先輩たちは、私の誕生日に、贈り物を届けに我が家へ足を運んでくださった。
その時私は、入浴すらままならず、とても汚い状態だったので、失礼だと知りながらも、とても先輩たちの前には出られなかった。
本当は、2人の顔を見て、お礼を言いたかった。学校へ行けないこと、心配と迷惑をかけていることを、謝りたかった。


私は、今でもこの先輩たちが大好きだし、尊敬している。この高校に入学して、数少ない良かったことには、先輩たちと出会えたことが挙げられる。
もし、過去に戻って、入学する高校を変えられるとしても、私は同じ高校に通って、先輩たちに会いにいく。それくらい、M先輩とK先輩は、私にとって、大きくて大切な存在なのだ。



あの一年を振り返って

私の人生にとって、あの一年は悪い意味での大きな転機だったと思う。あのクラスに分けられていなかったら、と考えずにはいられない。自分ではどうしようもない部分で、私は負けていたのかもしれない。

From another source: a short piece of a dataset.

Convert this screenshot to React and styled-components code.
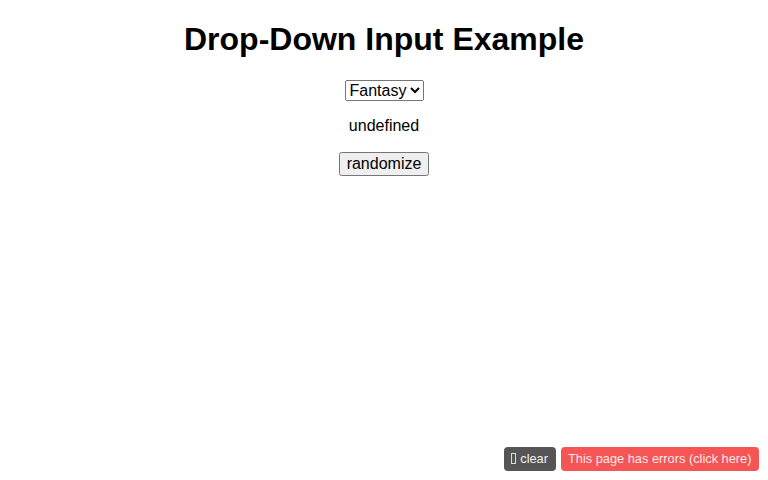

しかし、私自身にも、確かに問題があった。全てが環境のせいというわけではない。
特に、クラスや部活に馴染めなかった件について。
積極的に周りと関わろうとしなかったし、いつだって受け身だった。それに、あまり登校してこないやつなんかと、話が合うわけがない。
私がそんなヤツでも、私が受け入れられなかった子たちは、たまにしか登校しないやつに、挨拶をしてくれた。なんでもない笑い話をしてくれた。

彼女や、彼らばかりが悪いわけではないのだ。
あの人たちは、普通に学校生活を送っていて、私がそこに順応できなかったんだ。
彼女たちが正しい高校生の姿であって、間違っているのは私の方。

それに、私は自分の多くの役割を放棄してきた。
委員会の業務、部活内での係、「学指揮」という立場…。


この認識が、正しいのか、分からない。
ただ、今の私はこう思っているということを、記録しておきたい。


高校1年生、15歳の私の痛みを、私はまだしっかりと抱き続けている。